新立的皇帝是跟元修一起入关的南阳王元宝炬,这位皇帝在洛阳当王爷时脾气可不是一般地大。即便在高欢如日中天时,他也敢痛殴高欢的从弟高隆之,还直接戳人痛处:“镇兵何敢尔也!”而高欢改迁父墓时,百僚尽拜,独他不屈。
不过,在宇文泰手里,这位刺头老实多了,跟宇文泰竟相安无事了十几年。这便是宇文泰的过人之处。
天下三分
回到高欢。他进军时,怕自己今后承担逼走皇帝的恶名,一路上便给元修连上了四十道奏折,以示拥立之心。便是元修已西入长安,他也一直苦请元修回洛,可元修只字不答。
无奈之下,高欢只得立了清河王世子元善见为帝,这回他挑的是个小孩,只有十一岁。
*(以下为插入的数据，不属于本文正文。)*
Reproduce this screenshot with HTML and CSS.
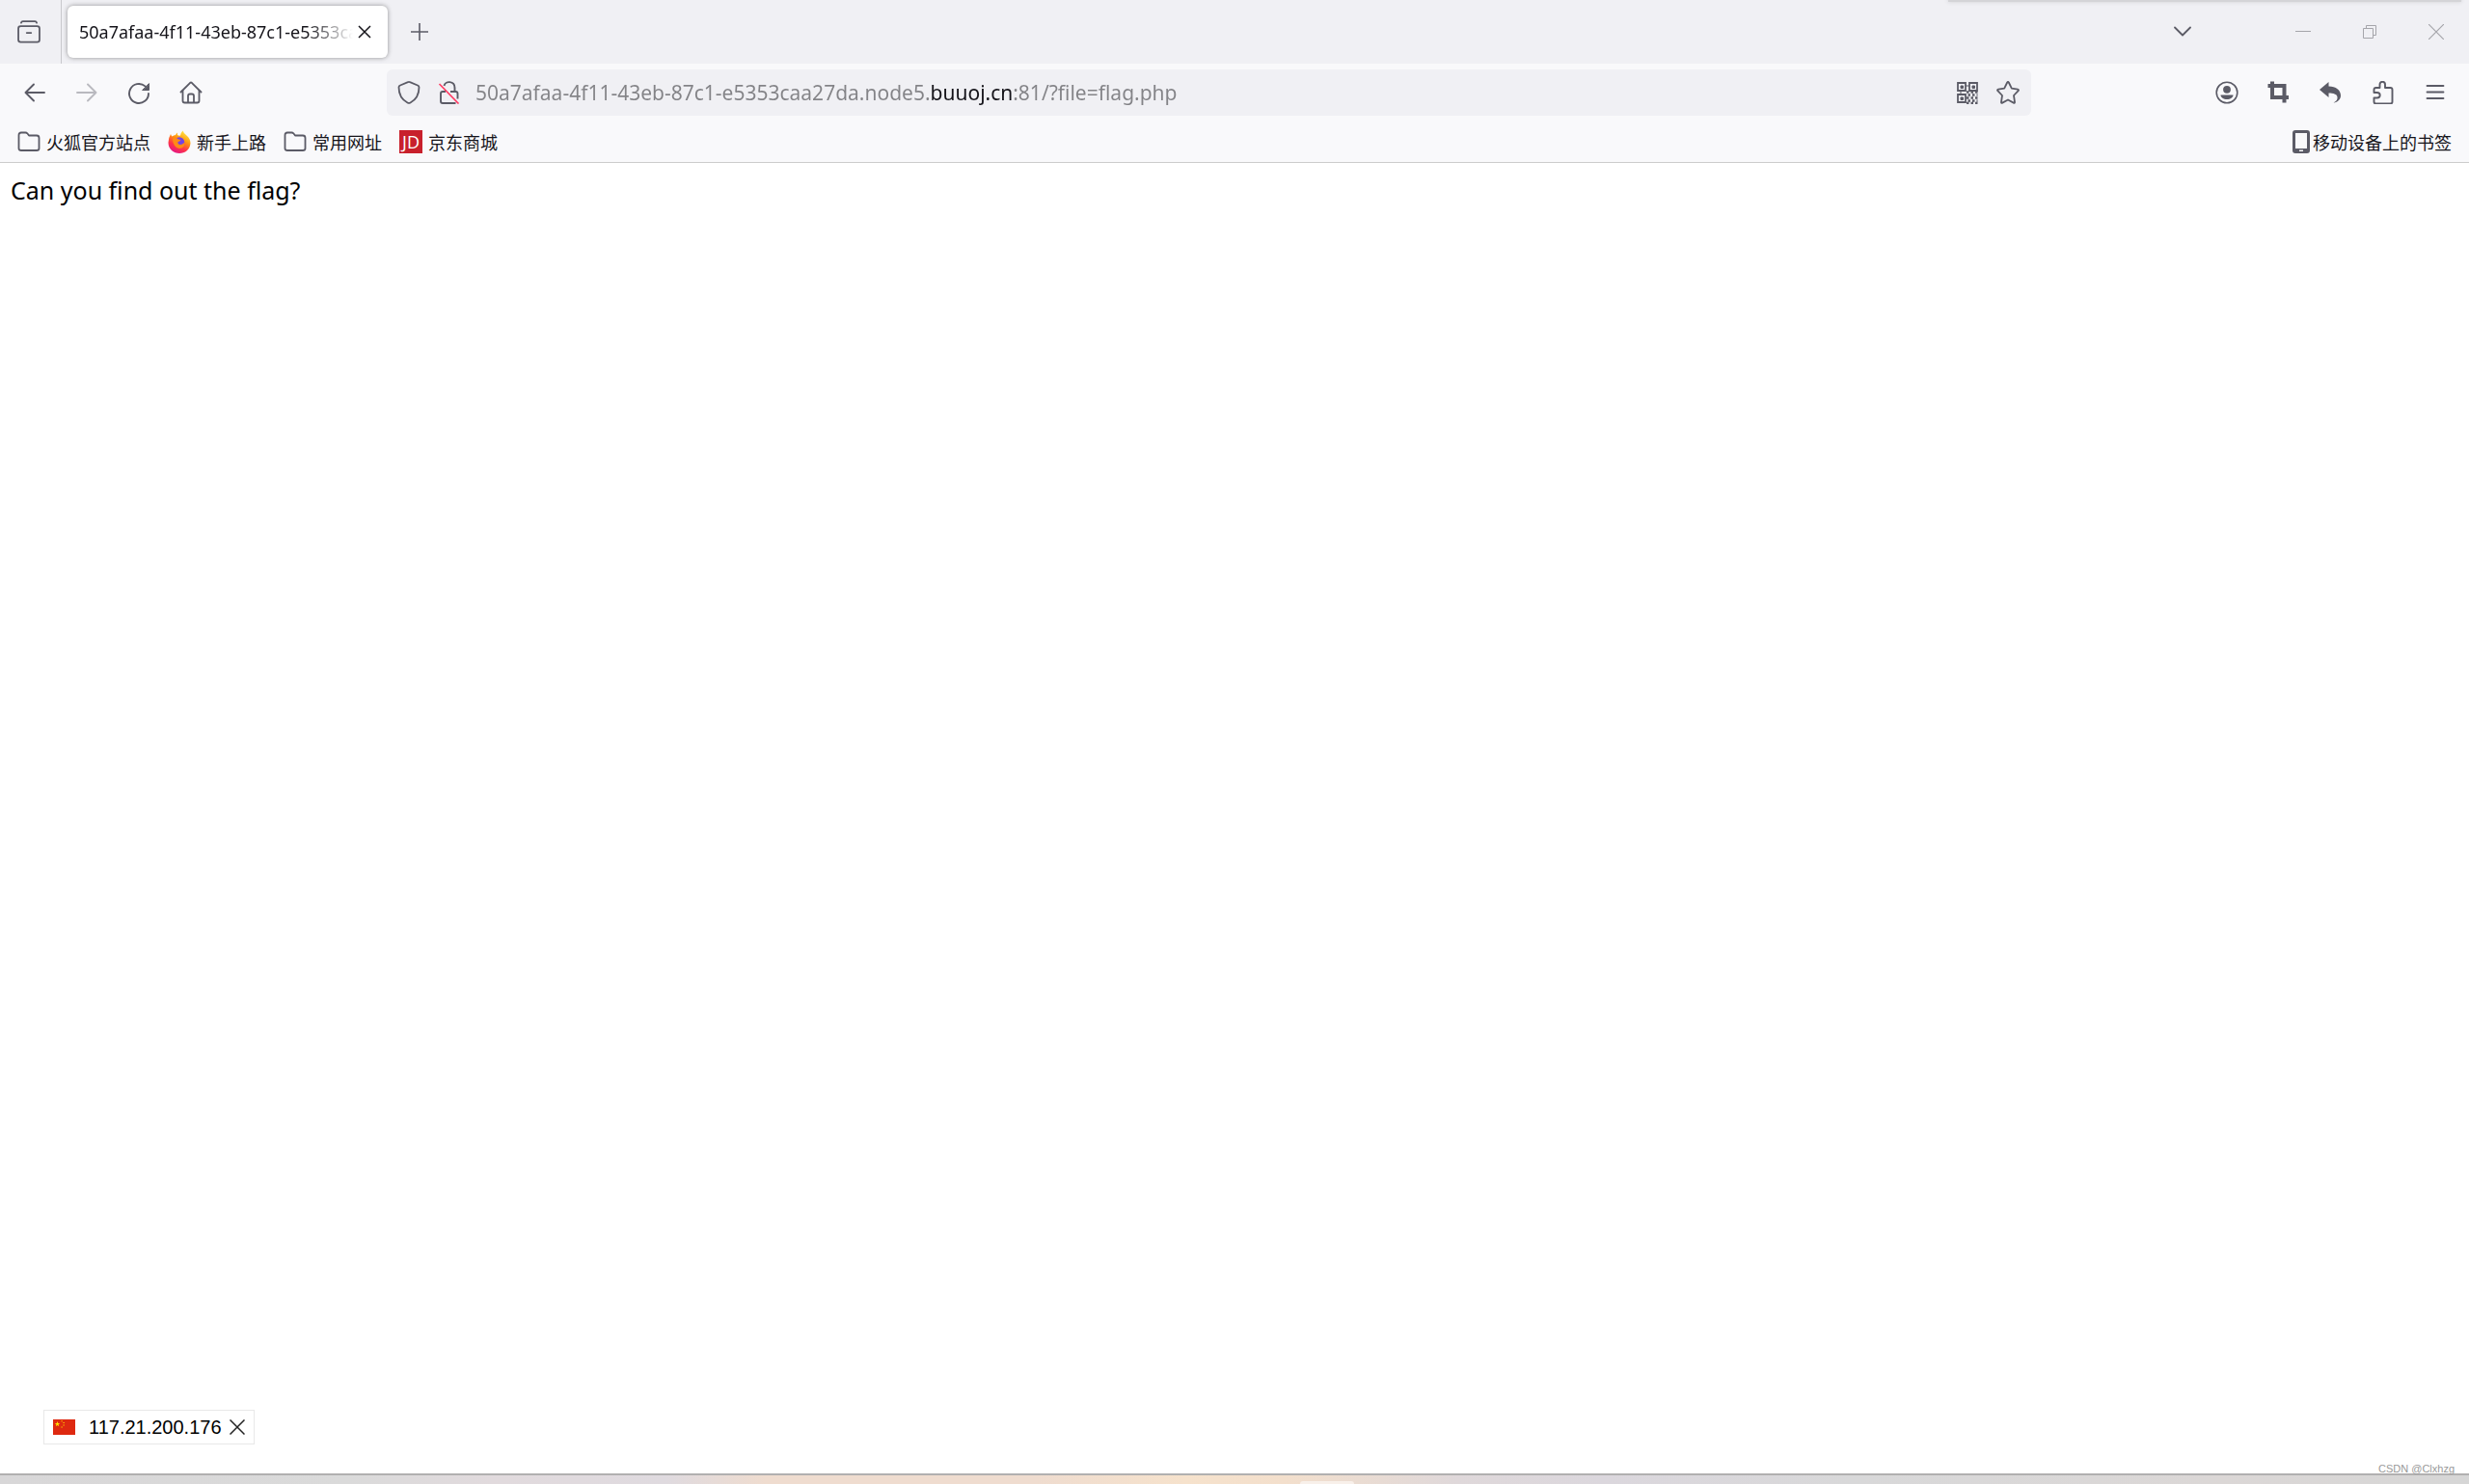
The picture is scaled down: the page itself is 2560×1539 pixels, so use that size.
FILE: index.html
```html
<!DOCTYPE html>
<html lang="zh-CN">
<head>
  <meta charset="utf-8">
  <title>50a7afaa-4f11-43eb-87c1-e5353caa27da.node5.buuoj.cn:81/?file=flag.php</title>
  <link rel="stylesheet" href="styles.css">
</head>
<body>
  <header class="browser">
    <div class="tab-bar">
      <button class="icon-btn view-btn" aria-label="Firefox View">
        <svg width="24" height="24" viewBox="0 0 16 16" fill="none" stroke="currentColor" stroke-width="1.2" stroke-linecap="round">
          <path d="M2.6 1.8c.2-.8.7-1.1 1.3-1.1h8.2c.6 0 1.1.3 1.3 1.1"></path>
          <rect x=".7" y="4.1" width="14.6" height="11" rx="1.6"></rect>
          <path d="M6.5 8.7h3"></path>
        </svg>
      </button>
      <div class="tab">
        <span class="tab-title">50a7afaa-4f11-43eb-87c1-e5353caa27da.node5.buuoj.cn:81/</span>
        <button class="tab-close" aria-label="Close tab">
          <svg width="14" height="14" viewBox="0 0 14 14" fill="none" stroke="currentColor" stroke-width="1.5">
            <path d="M1 1l12 12M13 1L1 13"></path>
          </svg>
        </button>
      </div>
      <button class="icon-btn new-tab" aria-label="New tab">
        <svg width="18" height="18" viewBox="0 0 18 18" fill="none" stroke="currentColor" stroke-width="1.6">
          <path d="M9 0v18M0 9h18"></path>
        </svg>
      </button>
      <button class="icon-btn all-tabs" aria-label="List all tabs">
        <svg width="18" height="12" viewBox="0 0 18 12" fill="none" stroke="currentColor" stroke-width="1.8" stroke-linecap="round" stroke-linejoin="round">
          <path d="M1 1.5l8 8 8-8"></path>
        </svg>
      </button>
      <button class="window-btn" aria-label="Minimize">
        <svg width="16" height="16" viewBox="0 0 16 16" fill="none" stroke="currentColor"><path d="M0 7.5h16"></path></svg>
      </button>
      <button class="window-btn" aria-label="Restore">
        <svg width="16" height="16" viewBox="0 0 16 16" fill="none" stroke="currentColor">
          <path d="M1.5 4.5h10v10h-10zM4.500 4.500v-3h10v10h-3"></path>
        </svg>
      </button>
      <button class="window-btn" aria-label="Close">
        <svg width="16" height="16" viewBox="0 0 16 16" fill="none" stroke="currentColor" stroke-width="1.2"><path d="M0 0l16 16M16 0L0 16"></path></svg>
      </button>
      <div class="window-shadow"></div>
    </div>

    <div class="nav-bar">
      <button class="icon-btn" aria-label="Back">
        <svg width="24" height="24" viewBox="0 0 24 24" fill="none" stroke="currentColor" stroke-width="1.9" stroke-linecap="round" stroke-linejoin="round">
          <path d="M22 12H2.500M11 3.500L2.500 12l8.500 8.500"></path>
        </svg>
      </button>
      <button class="icon-btn" aria-label="Forward" disabled>
        <svg width="24" height="24" viewBox="0 0 24 24" fill="none" stroke="currentColor" stroke-width="1.9" stroke-linecap="round" stroke-linejoin="round">
          <path d="M2 12h19.500M13 3.500l8.500 8.500-8.500 8.500"></path>
        </svg>
      </button>
      <button class="icon-btn" aria-label="Reload">
        <svg width="24" height="24" viewBox="0 0 24 24" fill="none" stroke="currentColor" stroke-width="1.9" stroke-linecap="round">
          <path d="M22 13a10 10 0 1 1-3.500-7.600"></path>
          <path d="M22.500 3v6.500h-6.500z" fill="currentColor" stroke-width="1" stroke-linejoin="round"></path>
        </svg>
      </button>
      <button class="icon-btn" aria-label="Home">
        <svg width="24" height="24" viewBox="0 0 24 24" fill="none" stroke="currentColor" stroke-width="1.8" stroke-linecap="round" stroke-linejoin="round">
          <path d="M1.500 11.500L11.200 1.800q.8-.7 1.600 0l9.700 9.700"></path>
          <path d="M3.500 10v10.500q0 2 2 2h13q2 0 2-2V10"></path>
          <path d="M9 22v-6.500q0-2 2-2h2q2 0 2 2V22"></path>
        </svg>
      </button>

      <div class="url-bar">
        <button class="url-btn" aria-label="Tracking protection">
          <svg width="24" height="24" viewBox="0 0 24 24" fill="none" stroke="currentColor" stroke-width="1.8" stroke-linejoin="round">
            <path d="M11 1.200q1-.5 2 0l8 3.300q1.500.6 1.500 2c0 8-3.500 13-9 16q-1.500.8-3 0c-5.500-3-9-8-9-16q0-1.400 1.500-2z"></path>
          </svg>
        </button>
        <button class="url-btn" aria-label="Connection not secure">
          <svg width="24" height="24" viewBox="0 0 24 24" fill="none" stroke="currentColor" stroke-width="1.9">
            <path d="M6.500 5C7.500-.5 17.500-.5 17.500 7v4"></path>
            <path d="M8 11H5q-2 0-2 2v8q0 2 2 2h13.500M13 11h5.500q2 0 2 2v5.500"></path>
            <path d="M1.500 3l20 20.500" stroke="#ff3b63" stroke-width="1.7"></path>
          </svg>
        </button>
        <input class="url-input" type="text" aria-label="Address" spellcheck="false" value="50a7afaa-4f11-43eb-87c1-e5353caa27da.node5.buuoj.cn:81/?file=flag.php">
        <button class="url-btn" aria-label="QR code">
          <svg width="24" height="24" viewBox="0 0 24 24" fill="none" stroke="currentColor" stroke-width="1.8">
            <path d="M2 2h8v8H2zM14 2h8v8h-8zM2 14h8v8H2z"></path>
            <path d="M5 5h2.500v2.500H5zM17 5h2.500v2.500H17zM5 17h2.500v2.500H5zM10 5h4M5 10v4" fill="currentColor" stroke-width="1"></path>
            <path d="M11 11.500h12M12.500 14.500h10M11 17.500h12M12.500 20.500h10M11 23h12" stroke-width="2.5" stroke-dasharray="2.5 2"></path>
          </svg>
        </button>
        <button class="url-btn" aria-label="Bookmark this page">
          <svg width="24" height="24" viewBox="0 0 24 24" fill="none" stroke="currentColor" stroke-width="1.8" stroke-linejoin="round">
            <path d="M11.200 1.500q.8-1.400 1.600 0l3 6.200 6.300 1q1.400.3.500 1.500l-4.600 4.800 1 6.800q.1 1.400-1.200.8L12 19.500l-5.800 3.100q-1.300.6-1.200-.8l1-6.800-4.600-4.800q-.9-1.200.5-1.500l6.300-1z"></path>
          </svg>
        </button>
      </div>

      <button class="icon-btn" aria-label="Account">
        <svg width="24" height="24" viewBox="0 0 24 24" fill="currentColor">
          <circle cx="12" cy="12" r="10.800" fill="none" stroke="currentColor" stroke-width="1.6"></circle>
          <circle cx="12" cy="8.800" r="3.900"></circle>
          <path d="M5.500 14.500h13c0 2.500-3 4.500-6.500 4.500s-6.500-2-6.500-4.500z"></path>
        </svg>
      </button>
      <button class="icon-btn" aria-label="Screenshot">
        <svg width="24" height="24" viewBox="0 0 24 24" fill="none" stroke="currentColor" stroke-width="4">
          <path d="M.5 5h17v17.500M5 .500v16.500h17"></path>
        </svg>
      </button>
      <button class="icon-btn" aria-label="Undo close tab">
        <svg width="24" height="24" viewBox="0 0 24 24" fill="currentColor">
          <path d="M0 9L9.500 1v4.500C17 5.500 22 9.500 22 15c0 4-3 7-7.500 7.500 3-1.500 4.500-3.500 4-6-.6-3-4-4-9-4V17z"></path>
        </svg>
      </button>
      <button class="icon-btn" aria-label="Extensions">
        <svg width="24" height="24" viewBox="0 0 24 24" fill="none" stroke="currentColor" stroke-width="1.9" stroke-linejoin="round">
          <path d="M8.500 7V3.800c0-4 5.500-4 5.500 0V7h5.500q2 0 2 2v12.500q0 2-2 2h-15q-2 0-2-2v-4h3.200c4 0 4-5.500 0-5.500H2.500V9q0-2 2-2z"></path>
        </svg>
      </button>
      <button class="icon-btn" aria-label="Open application menu">
        <svg width="20" height="18" viewBox="0 0 20 18" fill="none" stroke="currentColor" stroke-width="1.8" stroke-linecap="round">
          <path d="M1.500 2h17M1.500 8.500h17M1.500 15h17"></path>
        </svg>
      </button>
    </div>

    <nav class="bookmarks">
      <a class="bookmark" href="#">
        <svg width="24" height="24" viewBox="0 0 24 24" fill="none" stroke="#5b5b66" stroke-width="1.8" stroke-linejoin="round"><path d="M1.500 19V5q0-2.500 2.500-2.500h4.500q1 0 1.800.8L12 5.500h8q2.500 0 2.500 2.500v11q0 2-2.500 2H4q-2.500 0-2.500-2z"></path></svg>
        火狐官方站点
      </a>
      <a class="bookmark" href="#">
        <svg width="24" height="24" viewBox="0 0 24 24">
          <defs>
            <linearGradient id="fox" x1=".8" y1="0" x2=".3" y2="1">
              <stop offset="0" stop-color="#fff44f"></stop>
              <stop offset=".4" stop-color="#ff980e"></stop>
              <stop offset=".7" stop-color="#ff3647"></stop>
              <stop offset="1" stop-color="#e31587"></stop>
            </linearGradient>
          </defs>
          <path d="M3 4q.5 1.500 1.500 2.500Q6 5 8 5q.5-1.500 2-2.500v2.500q1.500 1 3 .500Q13.500 2.500 15.500.500q1 3 4 5Q23.500 9 23.500 13.500C23 20 18 24 12 24S.500 19.500.500 13Q.500 8 3 4z" fill="url(#fox)"></path>
          <circle cx="12" cy="12.500" r="5.200" fill="#7543e3"></circle>
          <path d="M5 9q3-2.500 6 .500l2.500.500q-1 2-3 2-.500 2.500 2 3 3 .200 4-2 2 3-2 5.500-5 1.500-7.500-2.500Q5 13 5 9z" fill="#ff8a16"></path>
        </svg>
        新手上路
      </a>
      <a class="bookmark" href="#">
        <svg width="24" height="24" viewBox="0 0 24 24" fill="none" stroke="#5b5b66" stroke-width="1.8" stroke-linejoin="round"><path d="M1.500 19V5q0-2.500 2.500-2.500h4.500q1 0 1.800.8L12 5.500h8q2.500 0 2.500 2.500v11q0 2-2.500 2H4q-2.500 0-2.500-2z"></path></svg>
        常用网址
      </a>
      <a class="bookmark" href="#">
        <span class="jd-logo">JD</span>
        京东商城
      </a>
      <a class="bookmark mobile" href="#">
        <svg width="18" height="24" viewBox="0 0 18 24">
          <path fill="#5b5b66" fill-rule="evenodd" d="M3 0h12q3 0 3 3v18q0 3-3 3H3q-3 0-3-3V3q0-3 3-3zm0 3v16h12V3zM7 20.500v1.500h4v-1.500z"></path>
        </svg>
        移动设备上的书签
      </a>
    </nav>
  </header>

  <main class="page">
    <p>Can you find out the flag?</p>
  </main>

  <div class="ip-box">
    <svg width="23" height="16" viewBox="0 0 23 16">
      <rect width="23" height="16" fill="#de2910"></rect>
      <path fill="#ffde00" d="M4.500 2l.7 2h2L5.600 5.200l.6 2-1.700-1.200-1.700 1.200.6-2L1.800 4h2z"></path>
      <path fill="#ffde00" d="M8.500 1.200h1.200v1H8.500zM10.500 3h1.200v1h-1.200zM10.500 5.500h1.200v1h-1.200zM8.500 7.500h1.200v1H8.500z"></path>
    </svg>
    <span class="ip-text">117.21.200.176</span>
    <button class="ip-close" aria-label="Close">
      <svg width="16" height="16" viewBox="0 0 16 16" fill="none" stroke="currentColor" stroke-width="1.5"><path d="M.5.5l15 15M15.500.500l-15 15"></path></svg>
    </button>
  </div>

  <footer class="taskbar"><span class="taskbar-item"></span></footer>
  <div class="watermark">CSDN @Clxhzg</div>
</body>
</html>
```

FILE: styles.css
```css
* {
  margin: 0;
  padding: 0;
  box-sizing: border-box;
}

body {
  font-family: 'Noto Sans', 'Noto Sans CJK SC', sans-serif;
  background: #fff;
  color: #15141a;
  min-height: 100vh;
  display: flex;
  flex-direction: column;
  position: relative;
}

button {
  border: none;
  background: none;
  color: #5b5b66;
  display: flex;
  align-items: center;
  justify-content: center;
  flex-shrink: 0;
}

button:disabled {
  opacity: 0.4;
}

.browser {
  background: #f9f9fb;
  border-bottom: 1px solid #ccc;
}

/* tabs */
.tab-bar {
  height: 66px;
  background: #f0f0f4;
  display: flex;
  align-items: stretch;
  position: relative;
}

.icon-btn {
  width: 54px;
}

.view-btn {
  width: 64px;
  padding-right: 4px;
  border-right: 1px solid #c8c8cc;
}

.tab {
  width: 332px;
  margin: 6px;
  padding: 0 12px;
  background: #fff;
  border-radius: 6px;
  box-shadow: 0 0 5px rgba(0,0,0,0.4);
  display: flex;
  align-items: center;
}

.tab-title {
  flex: 1;
  overflow: hidden;
  white-space: nowrap;
  font-size: 18px;
  line-height: 24px;
  mask-image: linear-gradient(to left, transparent, #000 48px);
}

.tab-close {
  width: 24px;
  height: 24px;
  color: #15141a;
}

.new-tab {
  margin-right: auto;
}

.all-tabs {
  margin-right: 63px;
}

.window-btn {
  width: 69px;
  color: #a5a5aa;
}

.window-shadow {
  position: absolute;
  top: -6px;
  right: 8px;
  width: 532px;
  height: 8px;
  background: #d4d4d7;
  box-shadow: 0 0 4px #d0d0d4;
}

/* navigation */
.nav-bar {
  height: 60px;
  padding: 0 8px 0 9px;
  display: flex;
  align-items: center;
}

.url-bar {
  flex: 1;
  height: 48px;
  margin: 0 176px;
  padding: 0 3px 0 2px;
  background: #f0f0f4;
  border-radius: 6px;
  display: flex;
  align-items: center;
}

.url-btn {
  width: 42px;
}

/* the host name is drawn darker than the rest of the address */
.url-input {
  flex: 1;
  min-width: 0;
  height: 36px;
  margin-left: 6px;
  border: none;
  outline: none;
  font-family: inherit;
  font-size: 21px;
  color: transparent;
  background: linear-gradient(to right, #838387 472px, #15141a 472px, #15141a 557px, #838387 557px);
  background-clip: text;
}

/* bookmarks */
.bookmarks {
  height: 42px;
  padding: 0 18px;
  display: flex;
  align-items: center;
  gap: 18px;
}

.bookmark {
  display: flex;
  align-items: center;
  gap: 6px;
  color: #15141a;
  text-decoration: none;
  font-family: 'Noto Sans CJK SC', sans-serif;
  font-size: 18px;
  line-height: 24px;
}

.bookmark.mobile {
  margin-left: auto;
  gap: 3px;
}

.jd-logo {
  width: 24px;
  height: 24px;
  background: #c8202c;
  color: #fff;
  font-family: 'Open Sans', sans-serif;
  font-size: 18px;
  text-align: center;
}

/* page */
.page {
  flex: 1;
  padding: 12px 11px;
  color: #000;
  font-size: 25px;
  line-height: 32px;
}

.ip-box {
  position: absolute;
  left: 45px;
  bottom: 41px;
  height: 36px;
  padding: 0 9px;
  border: 1px solid #e8e8e8;
  background: #fff;
  display: flex;
  align-items: center;
}

.ip-text {
  margin: 0 8px 0 14px;
  color: #000;
  font-family: 'Liberation Sans', Arial, sans-serif;
  font-size: 20px;
}

.ip-close {
  color: #222;
}

.taskbar {
  height: 11px;
  border-top: 2px solid #b1b0b0;
  background: linear-gradient(to right, #d8d7d8, #dadada 14%, #e1dadd 20%, #dfdadf 27%, #efdccf 31%, #efdccf 42%, #f6e2cc 48%, #f3dfcc 52%, #dfd8da 59%, #dbd7dd 65%, #d8d8d9 75%, #dbd7d6 90%, #d6d6d6);
  display: flex;
  align-items: flex-end;
}

.taskbar-item {
  width: 56px;
  height: 3px;
  margin-left: 1348px;
  border-radius: 4px 4px 0 0;
  background: #f8f0ea;
}

.watermark {
  position: absolute;
  right: 15px;
  bottom: 8px;
  color: #999;
  font-family: 'Liberation Sans', Arial, sans-serif;
  font-size: 11px;
  line-height: 16px;
}
```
高欢以前惧怕世人责其贪立幼君,把持朝政,如今他吃尽苦头,终不再为贪虚名而受实祸。
自此,统治黄河流域接近一百五十年之久的北魏王朝终于一分为二,变成了东魏和西魏两国对峙,加上南朝,天下终于三分。
如以战国旧地相论,西魏只占关陇一隅,秦国一地而已;而东魏几乎尽占东边之地,韩、魏、赵、齐、燕几乎尽归其有,两者相差悬殊。可自从东、西两魏对峙的两年间,双方除了试探性地出过兵外,并没有大规模地交战过。宇文泰不出兵,那明显是实力不够,既然有潼关等天险可守,何苦盲目出击,自寻死路?
可高欢为何忍耐得住呢?
因为高欢已看出了宇文泰绝非等闲之辈,自己已经为轻敌在这个年轻人身上吃了不少苦头。在争夺贺拔岳余部时,他只派侯景孤身入境,结果让宇文泰抢了先机;在宇文泰剿灭侯莫陈悦时,他不以大军压境,只派万人相救,结果坐视侯莫陈悦被灭。如今这位年轻人在关中立足已稳。在元修与自己对峙的情势下,他也只是佯装支援而已,不派一兵一卒交战。这是个可怕的对手!高欢这才明白,当葛荣、元子攸、尔朱荣、贺拔岳这些配角都纷纷退场时,站立在天地间的只剩下宇文泰和自己了。
加上境内新的都城要建,朝中的元勋要加以安抚,南边的萧衍老儿要搞好关系,而北边的柔然大爷也要伺候好,等这些焦头烂额的事尘埃落定后,才是出兵之日。
高欢明白了这将是一场长期的战争,他攻克潼关,返回洛阳立完新帝后,便下令迁都邺城。这不是心血来潮之举,早在高欢拥立元修时便以洛阳久经丧乱,欲迁都邺城,但被元修拒绝。如今洛阳不但与梁朝邻近,又凭空多出关中这一个劲敌,处于四战之地,不得不搬了。
搬迁之令下达三日,洛阳城的四十万户便狼狈上路,这一年与孝文帝迁都刚好隔了四十年。而洛阳的永宁寺也在这一年的二月化为灰烬,大火经三月不灭,观者哭声震天。与永宁寺一同化为灰烬的还有洛阳的无尽繁华和孝文帝元宏的良苦用心。
从当时战局和日后战事来看,高欢此举是高瞻远瞩的,洛阳的确不适合当首都了,不然也只有等着战火来焚毁。但断然放弃洛阳,也预示着高欢走上的是一条与孝文帝截然不同的道路。
而贺拔胜这一介武夫在高欢大兵来临时,却坐山观虎斗,错失良机,最后被侯景打得大败,只剩下数百骑投奔梁朝。
牛刀小试
立足已稳
立完新皇帝的这两年,高欢也只在晋阳遥控朝政而已。新的国都邺城在增修之后已初具规模,可在这新国都里发号施令的却是两个小孩,这是很少见的。